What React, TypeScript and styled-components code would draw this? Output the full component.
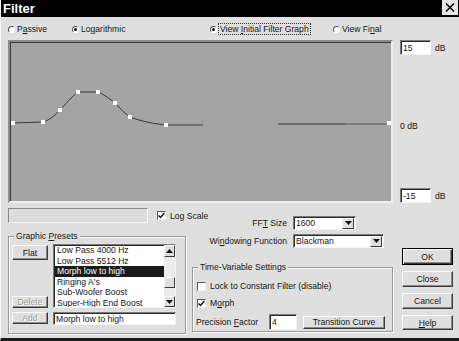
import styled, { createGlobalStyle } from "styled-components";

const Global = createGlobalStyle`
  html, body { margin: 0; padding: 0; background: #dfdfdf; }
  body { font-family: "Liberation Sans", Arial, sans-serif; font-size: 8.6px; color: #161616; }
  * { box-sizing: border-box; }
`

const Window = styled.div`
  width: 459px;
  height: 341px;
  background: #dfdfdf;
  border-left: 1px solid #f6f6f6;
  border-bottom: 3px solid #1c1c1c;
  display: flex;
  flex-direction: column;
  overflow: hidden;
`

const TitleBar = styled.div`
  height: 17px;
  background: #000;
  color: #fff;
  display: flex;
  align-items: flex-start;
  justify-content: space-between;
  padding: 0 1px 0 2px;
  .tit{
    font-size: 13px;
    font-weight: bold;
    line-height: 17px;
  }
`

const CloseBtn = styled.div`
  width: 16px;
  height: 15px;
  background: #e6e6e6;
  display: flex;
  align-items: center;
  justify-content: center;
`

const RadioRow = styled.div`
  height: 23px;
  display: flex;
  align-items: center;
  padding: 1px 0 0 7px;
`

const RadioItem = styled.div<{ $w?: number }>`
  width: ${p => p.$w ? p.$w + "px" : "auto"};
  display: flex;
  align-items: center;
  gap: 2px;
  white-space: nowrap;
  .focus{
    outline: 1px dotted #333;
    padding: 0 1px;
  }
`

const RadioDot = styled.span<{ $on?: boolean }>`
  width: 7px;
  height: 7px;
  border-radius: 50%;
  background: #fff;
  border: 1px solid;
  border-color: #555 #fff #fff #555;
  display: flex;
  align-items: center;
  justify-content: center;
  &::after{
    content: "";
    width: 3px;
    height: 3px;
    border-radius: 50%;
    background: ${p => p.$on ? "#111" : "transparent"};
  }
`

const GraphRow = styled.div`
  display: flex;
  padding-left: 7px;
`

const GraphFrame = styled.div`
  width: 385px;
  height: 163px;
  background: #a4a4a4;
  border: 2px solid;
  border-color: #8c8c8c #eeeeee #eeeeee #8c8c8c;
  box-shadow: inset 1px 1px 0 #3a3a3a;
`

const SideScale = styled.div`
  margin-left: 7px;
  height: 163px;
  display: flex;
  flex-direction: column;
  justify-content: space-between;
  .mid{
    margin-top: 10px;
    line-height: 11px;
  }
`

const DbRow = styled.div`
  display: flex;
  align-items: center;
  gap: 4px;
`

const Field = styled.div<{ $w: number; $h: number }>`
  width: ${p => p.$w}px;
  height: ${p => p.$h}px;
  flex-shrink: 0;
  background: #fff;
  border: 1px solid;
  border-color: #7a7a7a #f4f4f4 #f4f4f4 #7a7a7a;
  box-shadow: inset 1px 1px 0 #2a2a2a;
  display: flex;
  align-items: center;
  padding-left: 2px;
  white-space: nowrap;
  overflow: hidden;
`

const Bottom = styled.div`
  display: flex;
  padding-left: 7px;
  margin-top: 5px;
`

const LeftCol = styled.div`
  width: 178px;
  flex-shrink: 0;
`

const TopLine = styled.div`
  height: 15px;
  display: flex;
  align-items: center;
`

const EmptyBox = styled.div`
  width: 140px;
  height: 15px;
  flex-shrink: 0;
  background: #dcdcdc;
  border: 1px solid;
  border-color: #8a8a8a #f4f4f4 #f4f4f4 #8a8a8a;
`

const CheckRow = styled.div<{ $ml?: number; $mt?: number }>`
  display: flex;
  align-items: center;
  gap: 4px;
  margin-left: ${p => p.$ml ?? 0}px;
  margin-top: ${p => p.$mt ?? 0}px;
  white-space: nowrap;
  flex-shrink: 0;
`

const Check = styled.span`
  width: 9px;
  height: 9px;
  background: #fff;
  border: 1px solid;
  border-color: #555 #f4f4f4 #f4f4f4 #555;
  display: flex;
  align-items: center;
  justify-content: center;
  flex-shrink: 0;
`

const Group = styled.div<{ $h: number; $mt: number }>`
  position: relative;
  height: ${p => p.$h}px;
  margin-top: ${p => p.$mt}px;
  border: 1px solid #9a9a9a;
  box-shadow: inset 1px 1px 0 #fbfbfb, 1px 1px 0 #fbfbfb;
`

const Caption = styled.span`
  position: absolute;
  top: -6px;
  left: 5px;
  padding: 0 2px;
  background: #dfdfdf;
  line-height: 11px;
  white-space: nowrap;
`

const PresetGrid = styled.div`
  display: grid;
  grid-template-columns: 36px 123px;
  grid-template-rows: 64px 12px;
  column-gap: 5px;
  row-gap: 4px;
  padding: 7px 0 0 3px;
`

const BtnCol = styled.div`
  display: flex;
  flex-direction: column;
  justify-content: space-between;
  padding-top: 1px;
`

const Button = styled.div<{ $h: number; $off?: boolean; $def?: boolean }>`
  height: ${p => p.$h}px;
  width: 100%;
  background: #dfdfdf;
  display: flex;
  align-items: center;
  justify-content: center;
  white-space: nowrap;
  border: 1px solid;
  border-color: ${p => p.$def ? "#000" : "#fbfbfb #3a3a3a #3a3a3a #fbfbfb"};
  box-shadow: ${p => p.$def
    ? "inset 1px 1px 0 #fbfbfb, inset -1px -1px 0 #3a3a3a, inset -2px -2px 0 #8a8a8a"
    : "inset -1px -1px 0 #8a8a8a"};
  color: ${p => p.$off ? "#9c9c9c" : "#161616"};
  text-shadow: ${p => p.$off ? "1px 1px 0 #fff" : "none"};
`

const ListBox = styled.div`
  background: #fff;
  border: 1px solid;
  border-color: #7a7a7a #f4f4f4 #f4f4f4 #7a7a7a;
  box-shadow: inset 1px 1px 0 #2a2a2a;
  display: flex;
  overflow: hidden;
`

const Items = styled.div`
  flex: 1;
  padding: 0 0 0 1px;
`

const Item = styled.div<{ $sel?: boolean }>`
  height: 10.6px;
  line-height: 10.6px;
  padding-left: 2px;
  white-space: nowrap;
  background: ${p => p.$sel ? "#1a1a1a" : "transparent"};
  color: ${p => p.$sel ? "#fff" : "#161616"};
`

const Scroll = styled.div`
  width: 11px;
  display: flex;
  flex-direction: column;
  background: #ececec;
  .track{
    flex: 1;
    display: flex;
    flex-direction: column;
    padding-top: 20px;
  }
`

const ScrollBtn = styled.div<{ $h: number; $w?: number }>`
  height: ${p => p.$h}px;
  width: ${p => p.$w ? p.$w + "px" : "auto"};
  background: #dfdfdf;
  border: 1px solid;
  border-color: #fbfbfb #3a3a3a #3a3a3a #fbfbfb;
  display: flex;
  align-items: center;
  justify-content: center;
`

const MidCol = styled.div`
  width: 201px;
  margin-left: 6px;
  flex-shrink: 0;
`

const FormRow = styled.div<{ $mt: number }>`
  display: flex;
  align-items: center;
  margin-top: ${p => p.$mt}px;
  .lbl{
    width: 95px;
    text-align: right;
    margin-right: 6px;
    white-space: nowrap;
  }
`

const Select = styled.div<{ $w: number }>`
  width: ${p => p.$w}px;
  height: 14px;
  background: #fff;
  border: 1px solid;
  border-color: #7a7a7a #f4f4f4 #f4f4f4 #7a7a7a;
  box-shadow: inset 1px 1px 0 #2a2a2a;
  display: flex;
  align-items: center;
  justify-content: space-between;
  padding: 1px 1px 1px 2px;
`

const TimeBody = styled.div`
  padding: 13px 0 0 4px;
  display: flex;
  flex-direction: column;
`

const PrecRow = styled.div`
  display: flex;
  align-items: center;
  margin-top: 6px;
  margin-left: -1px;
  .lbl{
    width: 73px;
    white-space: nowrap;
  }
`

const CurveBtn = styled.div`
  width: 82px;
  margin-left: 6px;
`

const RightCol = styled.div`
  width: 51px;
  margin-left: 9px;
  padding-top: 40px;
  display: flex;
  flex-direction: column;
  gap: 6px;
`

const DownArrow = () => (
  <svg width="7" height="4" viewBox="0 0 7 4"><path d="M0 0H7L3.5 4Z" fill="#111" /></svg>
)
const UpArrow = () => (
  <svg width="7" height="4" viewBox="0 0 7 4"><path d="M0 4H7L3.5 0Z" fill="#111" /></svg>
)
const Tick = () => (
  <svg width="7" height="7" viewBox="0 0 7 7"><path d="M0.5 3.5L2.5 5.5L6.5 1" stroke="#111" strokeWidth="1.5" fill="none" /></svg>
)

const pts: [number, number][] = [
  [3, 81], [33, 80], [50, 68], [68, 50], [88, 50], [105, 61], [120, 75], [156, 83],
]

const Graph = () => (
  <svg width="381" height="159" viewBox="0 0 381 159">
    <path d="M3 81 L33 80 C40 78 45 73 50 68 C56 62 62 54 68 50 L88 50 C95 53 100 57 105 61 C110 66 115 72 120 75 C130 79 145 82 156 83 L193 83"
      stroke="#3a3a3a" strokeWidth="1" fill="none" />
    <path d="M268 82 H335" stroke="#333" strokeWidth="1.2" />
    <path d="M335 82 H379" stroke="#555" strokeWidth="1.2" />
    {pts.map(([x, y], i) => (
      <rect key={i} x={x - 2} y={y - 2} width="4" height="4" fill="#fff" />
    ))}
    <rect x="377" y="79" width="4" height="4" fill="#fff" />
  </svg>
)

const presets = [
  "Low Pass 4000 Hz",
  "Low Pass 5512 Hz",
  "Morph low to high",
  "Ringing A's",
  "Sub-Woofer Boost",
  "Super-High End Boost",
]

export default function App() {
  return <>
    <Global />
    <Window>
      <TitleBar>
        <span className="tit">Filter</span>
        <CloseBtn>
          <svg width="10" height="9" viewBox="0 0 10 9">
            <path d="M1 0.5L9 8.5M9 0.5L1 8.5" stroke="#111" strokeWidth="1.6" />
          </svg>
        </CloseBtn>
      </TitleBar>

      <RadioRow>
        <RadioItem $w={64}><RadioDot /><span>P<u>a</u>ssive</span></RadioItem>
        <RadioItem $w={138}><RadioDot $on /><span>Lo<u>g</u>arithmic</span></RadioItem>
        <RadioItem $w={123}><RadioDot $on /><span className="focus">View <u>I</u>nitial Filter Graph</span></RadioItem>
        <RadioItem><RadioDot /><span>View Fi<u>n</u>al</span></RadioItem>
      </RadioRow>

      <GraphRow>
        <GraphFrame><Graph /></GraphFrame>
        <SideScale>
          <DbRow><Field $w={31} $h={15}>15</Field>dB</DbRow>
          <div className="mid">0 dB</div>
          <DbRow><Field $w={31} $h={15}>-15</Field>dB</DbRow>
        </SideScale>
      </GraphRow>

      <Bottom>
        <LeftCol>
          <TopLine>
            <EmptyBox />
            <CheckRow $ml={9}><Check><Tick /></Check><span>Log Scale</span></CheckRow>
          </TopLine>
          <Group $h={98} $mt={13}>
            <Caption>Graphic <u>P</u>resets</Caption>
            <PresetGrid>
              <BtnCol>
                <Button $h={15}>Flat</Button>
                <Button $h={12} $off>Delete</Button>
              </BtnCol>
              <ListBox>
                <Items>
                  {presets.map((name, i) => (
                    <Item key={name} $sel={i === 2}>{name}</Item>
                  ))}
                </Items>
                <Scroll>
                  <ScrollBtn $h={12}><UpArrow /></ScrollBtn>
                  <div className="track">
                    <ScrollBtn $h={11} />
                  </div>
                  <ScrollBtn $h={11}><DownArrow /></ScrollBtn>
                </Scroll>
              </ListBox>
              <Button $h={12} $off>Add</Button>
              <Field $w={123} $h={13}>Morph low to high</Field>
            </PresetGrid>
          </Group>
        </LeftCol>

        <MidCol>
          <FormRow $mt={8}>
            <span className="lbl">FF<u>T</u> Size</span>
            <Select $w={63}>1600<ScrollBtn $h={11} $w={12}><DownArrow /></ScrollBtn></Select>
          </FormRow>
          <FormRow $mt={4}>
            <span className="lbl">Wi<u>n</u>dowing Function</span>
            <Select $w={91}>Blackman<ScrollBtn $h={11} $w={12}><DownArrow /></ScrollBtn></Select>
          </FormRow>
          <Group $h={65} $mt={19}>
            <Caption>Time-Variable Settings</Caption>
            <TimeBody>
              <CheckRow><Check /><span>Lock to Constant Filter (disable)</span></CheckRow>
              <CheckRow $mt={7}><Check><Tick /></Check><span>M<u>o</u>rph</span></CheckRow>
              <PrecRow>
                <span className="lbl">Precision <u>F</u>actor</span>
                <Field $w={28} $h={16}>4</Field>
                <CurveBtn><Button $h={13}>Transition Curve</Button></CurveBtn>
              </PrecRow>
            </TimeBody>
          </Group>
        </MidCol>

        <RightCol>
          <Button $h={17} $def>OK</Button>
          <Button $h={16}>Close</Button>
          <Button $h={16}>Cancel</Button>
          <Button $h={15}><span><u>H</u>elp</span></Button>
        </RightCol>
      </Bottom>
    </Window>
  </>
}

= = =

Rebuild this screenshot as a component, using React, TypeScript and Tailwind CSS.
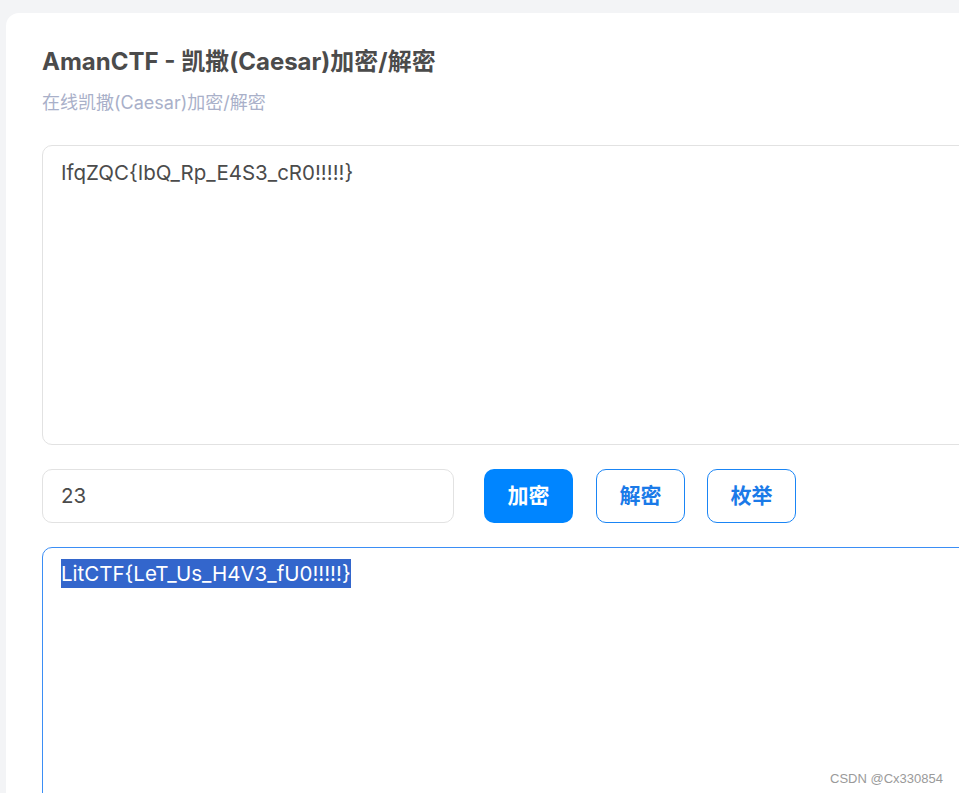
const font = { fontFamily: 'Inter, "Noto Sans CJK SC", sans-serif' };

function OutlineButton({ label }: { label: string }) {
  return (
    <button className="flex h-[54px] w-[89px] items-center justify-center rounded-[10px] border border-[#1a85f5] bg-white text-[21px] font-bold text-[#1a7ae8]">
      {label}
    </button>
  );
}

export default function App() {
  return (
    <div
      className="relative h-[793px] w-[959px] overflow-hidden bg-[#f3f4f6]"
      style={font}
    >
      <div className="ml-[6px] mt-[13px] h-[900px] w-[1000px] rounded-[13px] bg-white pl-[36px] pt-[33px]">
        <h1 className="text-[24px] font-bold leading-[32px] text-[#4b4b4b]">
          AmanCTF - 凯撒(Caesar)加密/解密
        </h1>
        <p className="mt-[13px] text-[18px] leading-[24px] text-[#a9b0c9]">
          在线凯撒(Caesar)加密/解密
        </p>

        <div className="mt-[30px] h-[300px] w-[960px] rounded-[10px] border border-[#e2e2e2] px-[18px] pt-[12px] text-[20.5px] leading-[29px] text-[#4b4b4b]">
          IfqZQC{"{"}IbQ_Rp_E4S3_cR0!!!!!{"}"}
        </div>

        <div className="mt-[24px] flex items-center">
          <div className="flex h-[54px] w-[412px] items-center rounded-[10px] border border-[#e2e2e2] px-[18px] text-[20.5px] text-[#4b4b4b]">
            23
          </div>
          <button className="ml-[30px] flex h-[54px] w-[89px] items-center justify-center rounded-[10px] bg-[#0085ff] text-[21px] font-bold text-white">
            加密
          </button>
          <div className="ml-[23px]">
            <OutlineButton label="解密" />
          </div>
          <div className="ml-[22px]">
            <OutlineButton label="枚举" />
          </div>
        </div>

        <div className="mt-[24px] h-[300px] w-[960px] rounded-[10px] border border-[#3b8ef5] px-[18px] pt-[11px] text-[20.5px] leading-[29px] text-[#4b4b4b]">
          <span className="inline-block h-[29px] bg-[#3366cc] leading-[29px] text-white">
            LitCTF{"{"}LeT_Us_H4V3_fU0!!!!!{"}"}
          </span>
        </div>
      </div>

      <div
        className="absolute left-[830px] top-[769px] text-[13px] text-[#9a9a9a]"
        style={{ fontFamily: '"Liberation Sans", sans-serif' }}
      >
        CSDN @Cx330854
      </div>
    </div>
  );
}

= = =

Exercise details:
Copy out every line from the material above in which the word "React" appears.

Complete output:
What React, TypeScript and styled-components code would draw this? Output the full component.
Rebuild this screenshot as a component, using React, TypeScript and Tailwind CSS.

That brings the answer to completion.